The habit moved with us back east 10 years ago. The raspberry canes seem to take up a little more of the yard each year. They’ve reached a thick critical mass, which makes pruning and weeding a downright dangerous affair.

With the rain-fest this spring and early summer, we have not watered them once since May. The branches were loading up with unripe fruit – way more than we usually get in the July harvest. A second round in late September into October typically is significantly more abundant, yielding container after container. We eat them, give them away and still have so many that those we choose to freeze last well into the following spring.

But with so little sun, we were beginning to wonder if we’d ever actually see a ripe berry. The birds and squirrels were surveying, but not bothering. The dog, known to help himself, was ignoring. It was getting late and my husband actually broke down and bought a small container from one of the vendors at our local farmers’ market.

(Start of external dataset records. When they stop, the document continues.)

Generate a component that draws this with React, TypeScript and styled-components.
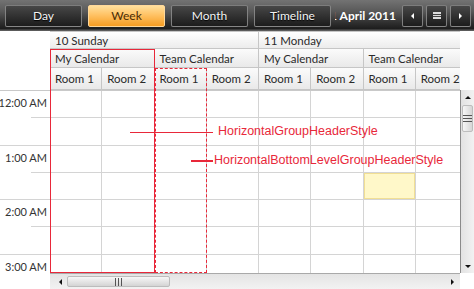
import React from 'react';
import styled, { createGlobalStyle, css } from 'styled-components';

const COL = 52.25;
const SLOT = 27.25;
const RED = '#e8283a';

const Global = createGlobalStyle`
  html, body { margin: 0; padding: 0; background: #fff; overflow: hidden; }
  body { width: 474px; height: 289px; font-family: Lato, "Open Sans", sans-serif; }
  * { box-sizing: border-box; }
`;

const Root = styled.div`
  position: relative;
  width: 474px;
  height: 289px;
  display: flex;
  flex-direction: column;
  background: #fff;
`;

const Toolbar = styled.div`
  height: 31px;
  flex: none;
  display: flex;
  align-items: center;
  padding: 0 0 0 5px;
  background: linear-gradient(#737373 0%, #5a5a5a 35%, #2e2e2e 75%, #1e1e1e 92%, #6a6a6a 100%);
`;

const ViewButtons = styled.div`
  display: flex;
  gap: 6px;
`;

const ViewButton = styled.div<{ $active?: boolean }>`
  width: 77px;
  height: 22px;
  display: flex;
  align-items: center;
  justify-content: center;
  border-radius: 2px;
  font-size: 12px;
  border: 1px solid rgba(150, 150, 150, 0.8);
  background: linear-gradient(#474747, #1c1c1c);
  color: #f4f4f4;
  text-shadow: 0 1px 1px #000;
  ${(p) =>
    p.$active &&
    css`
      border-color: #ffd89a;
      background: linear-gradient(#ffdf9c 0%, #ffc264 45%, #f79d22 100%);
      color: #4a2c05;
      text-shadow: none;
    `}
`;

const DateLabel = styled.div`
  width: 66px;
  margin-left: 4px;
  overflow: hidden;
  display: flex;
  justify-content: flex-end;
  padding-right: 5px;
  white-space: nowrap;
  color: #fff;
  font-weight: 700;
  font-size: 12px;
`;

const NavGroup = styled.div`
  display: flex;
  gap: 3px;
  margin-left: 1px;
`;

const NavButton = styled.div`
  width: 21px;
  height: 22px;
  display: flex;
  align-items: center;
  justify-content: center;
  border-radius: 2px;
  border: 1px solid rgba(150, 150, 150, 0.8);
  background: linear-gradient(#474747, #1c1c1c);
`;

const Tri = styled.span<{ $dir: 'left' | 'right' | 'up' | 'down'; $size?: number; $color?: string }>`
  width: 0;
  height: 0;
  ${({ $dir, $size = 3, $color = '#fff' }) => {
    const t = 'transparent';
    if ($dir === 'left') return css`border-top: ${$size}px solid ${t}; border-bottom: ${$size}px solid ${t}; border-right: ${$size}px solid ${$color};`;
    if ($dir === 'right') return css`border-top: ${$size}px solid ${t}; border-bottom: ${$size}px solid ${t}; border-left: ${$size}px solid ${$color};`;
    if ($dir === 'up') return css`border-left: ${$size}px solid ${t}; border-right: ${$size}px solid ${t}; border-bottom: ${$size}px solid ${$color};`;
    return css`border-left: ${$size}px solid ${t}; border-right: ${$size}px solid ${t}; border-top: ${$size}px solid ${$color};`;
  }}
`;

const Band = styled.div<{ $h: number }>`
  height: ${(p) => p.$h}px;
  flex: none;
  display: flex;
`;

const Blank = styled.div<{ $w: number }>`
  width: ${(p) => p.$w}px;
  flex: none;
  background: #fff;
`;

const Viewport = styled.div`
  width: 410px;
  flex: none;
  overflow: hidden;
  position: relative;
`;

const HeaderGrid = styled.div`
  display: grid;
  grid-template-columns: repeat(8, ${COL}px);
  grid-template-rows: 18px 19px 22px;
  height: 59px;
`;

const HeaderCell = styled.div<{ $span: number }>`
  grid-column: span ${(p) => p.$span};
  display: flex;
  align-items: center;
  padding-left: 5px;
  font-size: 11.5px;
  color: #2a2a2a;
  white-space: nowrap;
  overflow: hidden;
  border-right: 1px solid #c6c6c6;
  border-bottom: 1px solid #c6c6c6;
  background: linear-gradient(#fbfbfb, #e9e9e9);
`;

const DayCell = styled(HeaderCell)`
  border-top: 1px solid #c6c6c6;
  background: linear-gradient(#ffffff, #ececec);
`;

const TimeColumn = styled.div`
  width: 50px;
  flex: none;
  overflow: hidden;
  border-top: 1px solid #c9c9c9;
`;

const HourBlock = styled.div`
  position: relative;
  height: ${SLOT * 2}px;
  border-bottom: 1px solid #d4d4d4;
  display: flex;
  justify-content: flex-end;
  padding: 5px 3px 0 0;
  font-size: 11px;
  line-height: 14px;
  white-space: nowrap;
  color: #333;
  &::after {
    content: '';
    position: absolute;
    left: 31px;
    right: 0;
    top: ${SLOT - 1}px;
    border-top: 1px solid #d4d4d4;
  }
`;

const SlotGrid = styled.div`
  display: grid;
  grid-template-columns: repeat(8, ${COL}px);
  grid-auto-rows: ${SLOT}px;
  border-top: 1px solid #c9c9c9;
`;

const SlotCell = styled.div<{ $selected?: boolean }>`
  border-right: 1px solid #d4d4d4;
  border-bottom: 1px solid #d4d4d4;
  background: #fff;
  ${(p) =>
    p.$selected &&
    css`
      background: #fff8c9;
      box-shadow: inset 0 0 0 1px #f1df94;
    `}
`;

const VScroll = styled.div`
  width: 14px;
  flex: none;
  display: flex;
  flex-direction: column;
  border-left: 1px solid #8a8a8a;
  background: linear-gradient(90deg, #e2e2e2, #f2f2f2);
`;

const ScrollArrow = styled.div`
  flex: none;
  height: 14px;
  display: flex;
  align-items: center;
  justify-content: center;
`;

const VThumb = styled.div`
  margin: 1px 1px 0 1px;
  height: 27px;
  display: flex;
  align-items: center;
  justify-content: center;
  border-radius: 2px;
  border: 1px solid #bdbdbd;
  background: linear-gradient(90deg, #f6f6f6, #d6d6d6);
`;

const Spacer = styled.div`
  flex: 1;
`;

const HScroll = styled.div`
  width: 410px;
  flex: none;
  display: flex;
  align-items: center;
  padding: 0 4px 0 6px;
  border-top: 1px solid #a9a9a9;
  background: linear-gradient(#e4e4e4, #f2f2f2);
`;

const HArrow = styled.div`
  width: 8px;
  display: flex;
  justify-content: center;
`;

const HThumb = styled.div`
  margin-left: 3px;
  width: 103px;
  height: 11px;
  display: flex;
  align-items: center;
  justify-content: center;
  border-radius: 2px;
  border: 1px solid #bcbcbc;
  background: linear-gradient(#f7f7f7, #d4d4d4);
`;

const Overlay = styled.div`
  position: absolute;
  inset: 0;
  pointer-events: none;
`;

const Box = styled.div<{ $x: number; $y: number; $w: number; $h: number; $dashed?: boolean }>`
  position: absolute;
  left: ${(p) => p.$x}px;
  top: ${(p) => p.$y}px;
  width: ${(p) => p.$w}px;
  height: ${(p) => p.$h}px;
  border: ${(p) => (p.$dashed ? `1px dashed ${RED}` : `1.5px solid ${RED}`)};
`;

const Leader = styled.div<{ $x: number; $y: number; $w: number }>`
  position: absolute;
  left: ${(p) => p.$x}px;
  top: ${(p) => p.$y}px;
  width: ${(p) => p.$w}px;
  height: 1.5px;
  background: ${RED};
`;

const Note = styled.div<{ $x: number; $y: number }>`
  position: absolute;
  left: ${(p) => p.$x}px;
  top: ${(p) => p.$y}px;
  font-family: "Liberation Sans", Arial, sans-serif;
  font-size: 12.5px;
  line-height: 15px;
  color: ${RED};
  white-space: nowrap;
`;

const Grip = ({ vertical }: { vertical?: boolean }) =>
  vertical ? (
    <svg width="9" height="7" viewBox="0 0 9 7">
      <rect x="0" y="0" width="9" height="1" fill="#555" />
      <rect x="0" y="3" width="9" height="1" fill="#555" />
      <rect x="0" y="6" width="9" height="1" fill="#555" />
    </svg>
  ) : (
    <svg width="7" height="8" viewBox="0 0 7 8">
      <rect x="0" y="0" width="1" height="8" fill="#555" />
      <rect x="3" y="0" width="1" height="8" fill="#555" />
      <rect x="6" y="0" width="1" height="8" fill="#555" />
    </svg>
  );

const MenuIcon = () => (
  <svg width="8" height="7" viewBox="0 0 8 7">
    <rect x="0" y="0" width="8" height="7" fill="#ddd" />
    <rect x="0" y="2" width="8" height="1" fill="#444" />
    <rect x="0" y="4" width="8" height="1" fill="#444" />
  </svg>
);

const days = ['10 Sunday', '11 Monday'];
const calendars = ['My Calendar', 'Team Calendar', 'My Calendar', 'Team Calendar'];
const rooms = Array.from({ length: 8 }, (_, i) => `Room ${(i % 2) + 1}`);
const hours = ['12:00 AM', '1:00 AM', '2:00 AM', '3:00 AM'];

export default function App() {
  return (
    <Root>
      <Global />
      <Toolbar>
        <ViewButtons>
          <ViewButton>Day</ViewButton>
          <ViewButton $active>Week</ViewButton>
          <ViewButton>Month</ViewButton>
          <ViewButton>Timeline</ViewButton>
        </ViewButtons>
        <DateLabel>11 April 2011</DateLabel>
        <NavGroup>
          <NavButton>
            <Tri $dir="left" />
          </NavButton>
          <NavButton>
            <MenuIcon />
          </NavButton>
          <NavButton>
            <Tri $dir="right" />
          </NavButton>
        </NavGroup>
      </Toolbar>

      <Band $h={59}>
        <Blank $w={50} />
        <Viewport>
          <HeaderGrid>
            {days.map((d) => (
              <DayCell key={d} $span={4}>
                {d}
              </DayCell>
            ))}
            {calendars.map((c, i) => (
              <HeaderCell key={i} $span={2}>
                {c}
              </HeaderCell>
            ))}
            {rooms.map((r, i) => (
              <HeaderCell key={i} $span={1}>
                {r}
              </HeaderCell>
            ))}
          </HeaderGrid>
        </Viewport>
        <Blank $w={14} />
      </Band>

      <Band $h={183}>
        <TimeColumn>
          {hours.map((h) => (
            <HourBlock key={h}>{h}</HourBlock>
          ))}
        </TimeColumn>
        <Viewport>
          <SlotGrid>
            {Array.from({ length: 8 * 8 }, (_, i) => {
              const row = Math.floor(i / 8);
              const col = i % 8;
              return <SlotCell key={i} $selected={row === 3 && col === 6} />;
            })}
          </SlotGrid>
        </Viewport>
        <VScroll>
          <ScrollArrow>
            <Tri $dir="up" $color="#111" />
          </ScrollArrow>
          <VThumb>
            <Grip vertical />
          </VThumb>
          <Spacer />
          <ScrollArrow>
            <Tri $dir="down" $color="#111" />
          </ScrollArrow>
        </VScroll>
      </Band>

      <Band $h={16}>
        <Blank $w={50} />
        <HScroll>
          <HArrow>
            <Tri $dir="left" $color="#111" />
          </HArrow>
          <HThumb>
            <Grip />
          </HThumb>
          <Spacer />
          <HArrow>
            <Tri $dir="right" $color="#111" />
          </HArrow>
        </HScroll>
        <Blank $w={14} />
      </Band>

      <Overlay>
        <Box $x={50} $y={49} $w={104.5} $h={224} />
        <Box $x={154.5} $y={68} $w={52} $h={205} $dashed />
        <Leader $x={130} $y={131.5} $w={83} />
        <Note $x={218} $y={124}>HorizontalGroupHeaderStyle</Note>
        <Leader $x={191} $y={160} $w={22} />
        <Note $x={214} $y={152.5}>HorizontalBottomLevelGroupHeaderStyle</Note>
      </Overlay>
    </Root>
  );
}
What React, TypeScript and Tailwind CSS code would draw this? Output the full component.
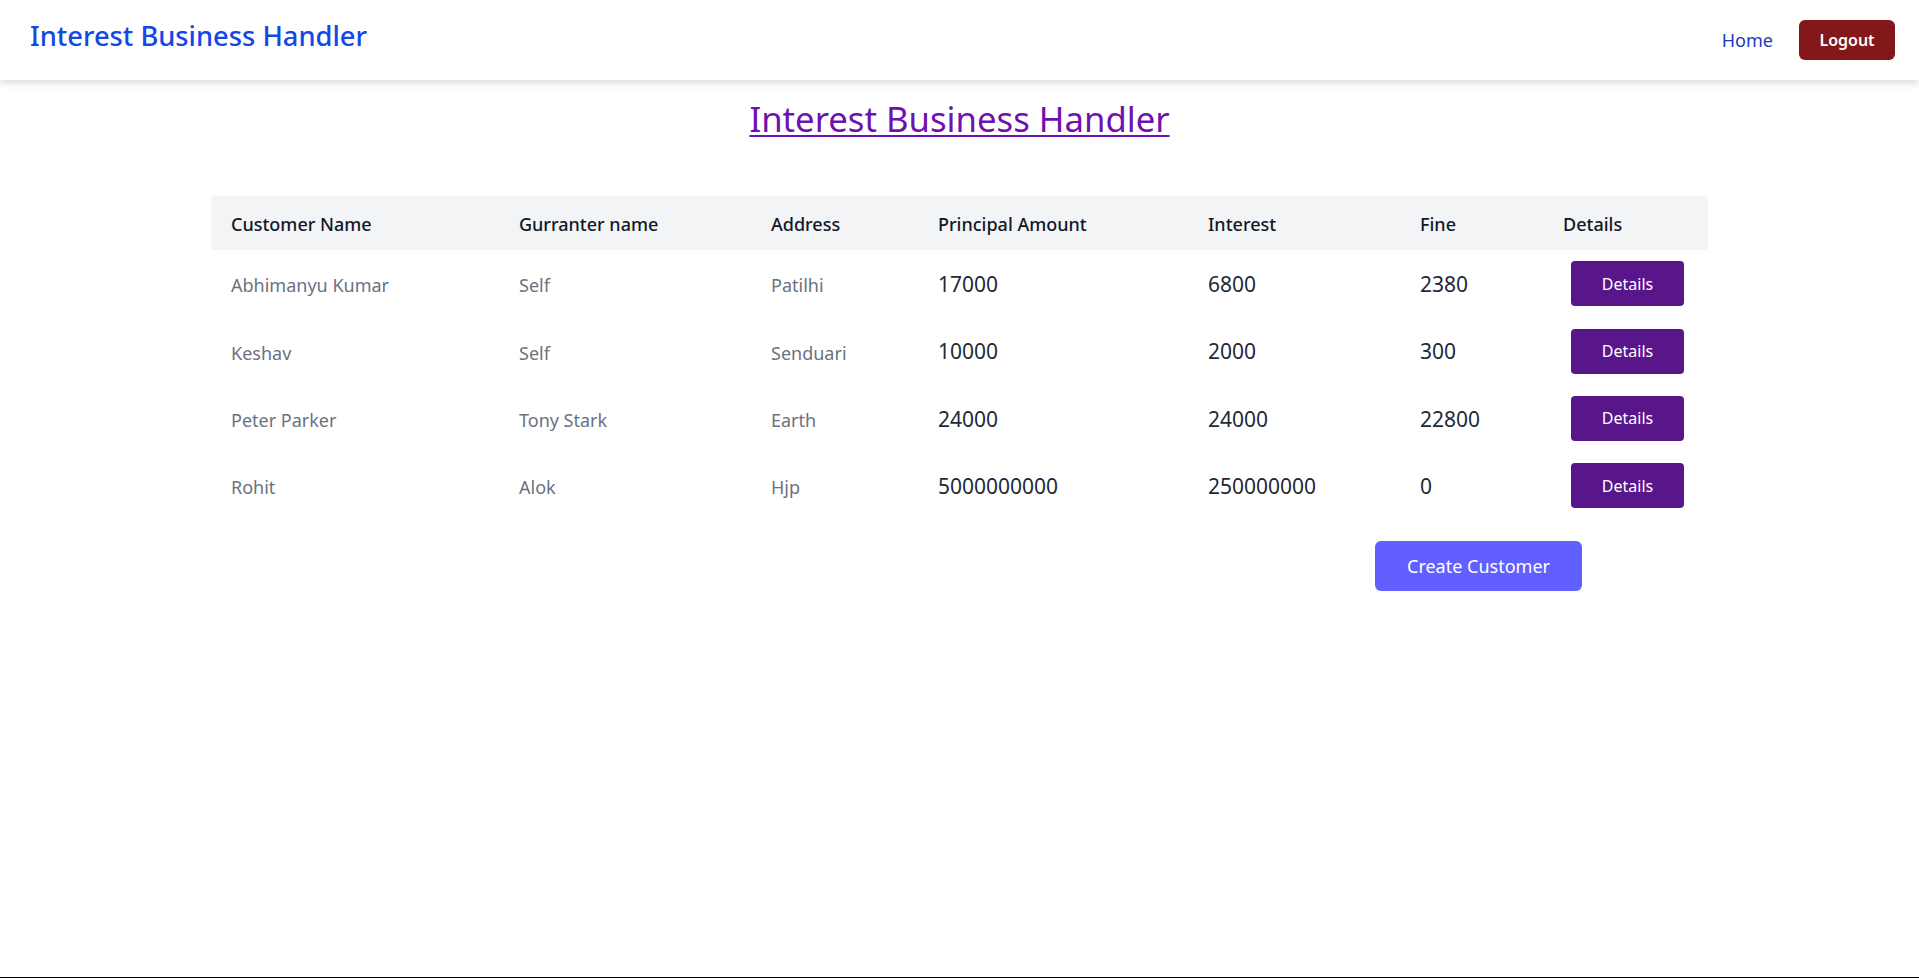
const customers = [
  { id: 1, name: 'Abhimanyu Kumar', gurranter: 'Self', address: 'Patilhi', principal: 17000, interest: 6800, fine: 2380 },
  { id: 2, name: 'Keshav', gurranter: 'Self', address: 'Senduari', principal: 10000, interest: 2000, fine: 300 },
  { id: 3, name: 'Peter Parker', gurranter: 'Tony Stark', address: 'Earth', principal: 24000, interest: 24000, fine: 22800 },
  { id: 4, name: 'Rohit', gurranter: 'Alok', address: 'Hjp', principal: 5000000000, interest: 250000000, fine: 0 },
]

function Navbar(){
  return (
    <nav className="h-20 bg-white shadow-[0_3px_8px_rgba(0,0,0,0.15)] flex items-center justify-between pl-[30px] pr-6 relative z-10">
      <a className="text-[27.3px] font-medium text-blue-700 mb-2">Interest Business Handler</a>
      <div className="flex items-center gap-[26px]">
        <a className="text-lg text-blue-800 leading-7">Home</a>
        <button className="w-24 h-10 rounded-md bg-red-900 text-white text-base font-semibold">Logout</button>
      </div>
    </nav>
  )
}

export default function App(){
  return (
    <div className="min-h-screen bg-white border-b border-black font-['Noto_Sans',sans-serif]">
      <Navbar />

      {/* page heading */}
      <h1 className="mt-[15px] text-center text-[34.7px] leading-[48px] text-purple-800 underline underline-offset-[3px] decoration-2">
        Interest Business Handler
      </h1>

      <table className="mt-[53px] mx-auto w-[1497px] table-fixed text-left">
        <thead>
          <tr className="text-lg text-gray-900">
            <th className="w-[288px] px-5 pt-[15px] pb-[13px] leading-[26px] font-medium bg-gray-100 rounded-l">Customer Name</th>
            <th className="w-[252px] px-5 pt-[15px] pb-[13px] leading-[26px] font-medium bg-gray-100">Gurranter name</th>
            <th className="w-[167px] px-5 pt-[15px] pb-[13px] leading-[26px] font-medium bg-gray-100">Address</th>
            <th className="w-[270px] px-5 pt-[15px] pb-[13px] leading-[26px] font-medium bg-gray-100">Principal Amount</th>
            <th className="w-[212px] px-5 pt-[15px] pb-[13px] leading-[26px] font-medium bg-gray-100">Interest</th>
            <th className="w-[143px] px-5 pt-[15px] pb-[13px] leading-[26px] font-medium bg-gray-100">Fine</th>
            <th className="w-[165px] px-5 pt-[15px] pb-[13px] leading-[26px] font-medium bg-gray-100 rounded-r">Details</th>
          </tr>
        </thead>
        <tbody>
          {customers.map(c=>(
            <tr key={c.id} className="h-[67.4px]">
              <td className="px-5 pt-[3px] text-lg text-gray-500">{c.name}</td>
              <td className="px-5 pt-[3px] text-lg text-gray-500">{c.gurranter}</td>
              <td className="px-5 pt-[3px] text-lg text-gray-500">{c.address}</td>
              <td className="px-5 pt-[2px] text-[21px] text-gray-800">{c.principal}</td>
              <td className="px-5 pt-[2px] text-[21px] text-gray-800">{c.interest}</td>
              <td className="px-5 pt-[2px] text-[21px] text-gray-800">{c.fine}</td>
              <td className="px-5">
                <button className="ml-2 w-[113px] h-[45px] rounded bg-purple-900 text-white text-base">Details</button>
              </td>
            </tr>
          ))}
        </tbody>
      </table>

      <div className="mx-auto w-[1497px] flex justify-end pr-[126px] mt-[21px]">
        <button className="w-[207px] h-[50px] rounded-md bg-indigo-500 text-white text-lg">Create Customer</button>
      </div>
    </div>
  )
}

I wondered how theirs were ripening. Did they have some secret source of sun? But I disapproved. Our raspberries would come. We make it a point never to buy raspberries anymore. Too expensive. Too disrespectful to our own.

People had been asking: “Any raspberries yet?”

“No. If it ever stops raining. If the sun comes out.”

And then – two tenuous ones over the weekend. And this morning looking out the kitchen window to the green thicket across the way, I could see red. A lot of red. But looks can be deceiving. When you get up close, they’re not always ripe.

“You might want to check the raspberries,” I said to my husband. He picks. I weed and trim. I’m not sure who has the better deal.

And there they were – the first half dozen or so, perfect and large sitting in a white container on the counter.

There are all kinds of things you can do with raspberries: put them in smoothies, fill pies with them, make preserves, sauces, cobblers and crisps.

But the first raspberries – there’s only one thing to do. Eat them.